■ GIVEN EXERCISE
Copy out the listing that follows, exact in every word, and skip the images.
————
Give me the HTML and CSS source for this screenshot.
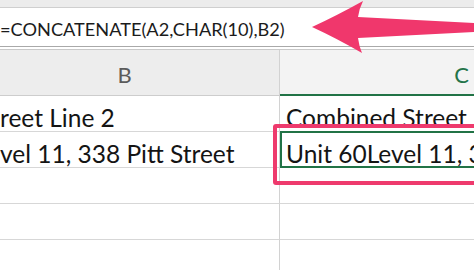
FILE: index.html
```html
<!DOCTYPE html>
<html lang="en">
<head>
    <meta charset="UTF-8">
    <meta name="viewport" content="width=device-width, initial-scale=1.0">
    <title>Concatenate with line break</title>
    <link rel="stylesheet" href="styles.css">
</head>
<body>
    <div class="sheet">
        <div class="toolbar-edge"></div>
        <div class="formula-bar">
            <span class="formula">=CONCATENATE(A2,CHAR(10),B2)</span>
        </div>
        <div class="bar-gap"></div>

        <div class="grid">
            <div class="col-head col-b">B</div>
            <div class="col-head col-c">C</div>

            <div class="cell col-b">reet Line 2</div>
            <div class="cell col-c">Combined Street</div>

            <div class="cell col-b">vel 11, 338 Pitt Street</div>
            <div class="cell col-c active">Unit 60Level 11, 3</div>

            <div class="cell col-b"></div>
            <div class="cell col-c"></div>

            <div class="cell col-b"></div>
            <div class="cell col-c"></div>

            <div class="cell col-b"></div>
            <div class="cell col-c"></div>
        </div>

        <!-- annotations drawn over the screenshot -->
        <div class="highlight"></div>
        <svg class="arrow" width="170" height="56" viewBox="0 0 170 56">
            <path d="M8 27 Q32 16 59 1 Q55 9 54 17 L170 23 L170 32 L54 38 Q55 46 58 53 Q32 38 8 27 Z" fill="#f0376c"/>
        </svg>
    </div>
</body>
</html>
```

FILE: styles.css
```css
body {
    margin: 0;
    background-color: #fff;
    font-family: Lato, 'Open Sans', sans-serif;
    color: #141414;
}

.sheet {
    position: relative;
    width: 474px;
    height: 270px;
    overflow: hidden;
}

.toolbar-edge {
    height: 7px;
    background-color: #ececec;
    border-bottom: 1px solid #cfcfcf;
}

.formula-bar {
    height: 39px;
    border-bottom: 1px solid #a9a9a9;
    display: flex;
    align-items: center;
    padding-top: 4px;
    box-sizing: border-box;
    white-space: nowrap;
}

.formula {
    font-size: 18.2px;
    color: #1b1b1b;
}

.bar-gap {
    height: 2px;
    border-bottom: 1px solid #c9c9c9;
}

.grid {
    display: grid;
    grid-template-columns: 280px 1fr;
    grid-template-rows: 46px repeat(5, 36px);
}

.col-head {
    display: flex;
    align-items: center;
    font-size: 22px;
    background-color: #ededed;
    border-bottom: 1px solid #cdcdcd;
    box-sizing: border-box;
    padding-top: 4px;
}

.col-head.col-b {
    justify-content: center;
    padding-right: 30px;
    color: #5b5b5b;
    border-right: 1px solid #d2d2d2;
}

.col-head.col-c {
    justify-content: flex-end;
    padding-right: 5px;
    color: #247449;
    background-color: #f3f3f3;
    border-bottom: 2px solid #217346;
}

.cell {
    font-size: 24.5px;
    line-height: 1.2;
    white-space: nowrap;
    overflow: hidden;
    display: flex;
    align-items: flex-start;
    border-bottom: 1px solid #d7d7d7;
    box-sizing: border-box;
    padding-top: 7px;
}

.cell.col-b {
    border-right: 1px solid #d2d2d2;
}

.cell.col-c {
    padding-left: 6px;
}

.cell.active {
    border: 2px solid #217346;
    border-right: none;
    margin-top: -1px;
    padding-left: 4px;
    padding-top: 6px;
}

.highlight {
    position: absolute;
    left: 273px;
    top: 124px;
    width: 220px;
    height: 61px;
    border: 4px solid #ee3a6d;
    border-radius: 3px;
    box-sizing: border-box;
}

.arrow {
    position: absolute;
    left: 304px;
    top: 0;
}
```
————
■ SOLUTION TO THIS EXERCISE
Give me the HTML and CSS source for this screenshot.
FILE: index.html
```html
<!DOCTYPE html>
<html lang="en">
<head>
    <meta charset="UTF-8">
    <meta name="viewport" content="width=device-width, initial-scale=1.0">
    <title>Concatenate with line break</title>
    <link rel="stylesheet" href="styles.css">
</head>
<body>
    <div class="sheet">
        <div class="toolbar-edge"></div>
        <div class="formula-bar">
            <span class="formula">=CONCATENATE(A2,CHAR(10),B2)</span>
        </div>
        <div class="bar-gap"></div>

        <div class="grid">
            <div class="col-head col-b">B</div>
            <div class="col-head col-c">C</div>

            <div class="cell col-b">reet Line 2</div>
            <div class="cell col-c">Combined Street</div>

            <div class="cell col-b">vel 11, 338 Pitt Street</div>
            <div class="cell col-c active">Unit 60Level 11, 3</div>

            <div class="cell col-b"></div>
            <div class="cell col-c"></div>

            <div class="cell col-b"></div>
            <div class="cell col-c"></div>

            <div class="cell col-b"></div>
            <div class="cell col-c"></div>
        </div>

        <!-- annotations drawn over the screenshot -->
        <div class="highlight"></div>
        <svg class="arrow" width="170" height="56" viewBox="0 0 170 56">
            <path d="M8 27 Q32 16 59 1 Q55 9 54 17 L170 23 L170 32 L54 38 Q55 46 58 53 Q32 38 8 27 Z" fill="#f0376c"/>
        </svg>
    </div>
</body>
</html>
```

FILE: styles.css
```css
body {
    margin: 0;
    background-color: #fff;
    font-family: Lato, 'Open Sans', sans-serif;
    color: #141414;
}

.sheet {
    position: relative;
    width: 474px;
    height: 270px;
    overflow: hidden;
}

.toolbar-edge {
    height: 7px;
    background-color: #ececec;
    border-bottom: 1px solid #cfcfcf;
}

.formula-bar {
    height: 39px;
    border-bottom: 1px solid #a9a9a9;
    display: flex;
    align-items: center;
    padding-top: 4px;
    box-sizing: border-box;
    white-space: nowrap;
}

.formula {
    font-size: 18.2px;
    color: #1b1b1b;
}

.bar-gap {
    height: 2px;
    border-bottom: 1px solid #c9c9c9;
}

.grid {
    display: grid;
    grid-template-columns: 280px 1fr;
    grid-template-rows: 46px repeat(5, 36px);
}

.col-head {
    display: flex;
    align-items: center;
    font-size: 22px;
    background-color: #ededed;
    border-bottom: 1px solid #cdcdcd;
    box-sizing: border-box;
    padding-top: 4px;
}

.col-head.col-b {
    justify-content: center;
    padding-right: 30px;
    color: #5b5b5b;
    border-right: 1px solid #d2d2d2;
}

.col-head.col-c {
    justify-content: flex-end;
    padding-right: 5px;
    color: #247449;
    background-color: #f3f3f3;
    border-bottom: 2px solid #217346;
}

.cell {
    font-size: 24.5px;
    line-height: 1.2;
    white-space: nowrap;
    overflow: hidden;
    display: flex;
    align-items: flex-start;
    border-bottom: 1px solid #d7d7d7;
    box-sizing: border-box;
    padding-top: 7px;
}

.cell.col-b {
    border-right: 1px solid #d2d2d2;
}

.cell.col-c {
    padding-left: 6px;
}

.cell.active {
    border: 2px solid #217346;
    border-right: none;
    margin-top: -1px;
    padding-left: 4px;
    padding-top: 6px;
}

.highlight {
    position: absolute;
    left: 273px;
    top: 124px;
    width: 220px;
    height: 61px;
    border: 4px solid #ee3a6d;
    border-radius: 3px;
    box-sizing: border-box;
}

.arrow {
    position: absolute;
    left: 304px;
    top: 0;
}
```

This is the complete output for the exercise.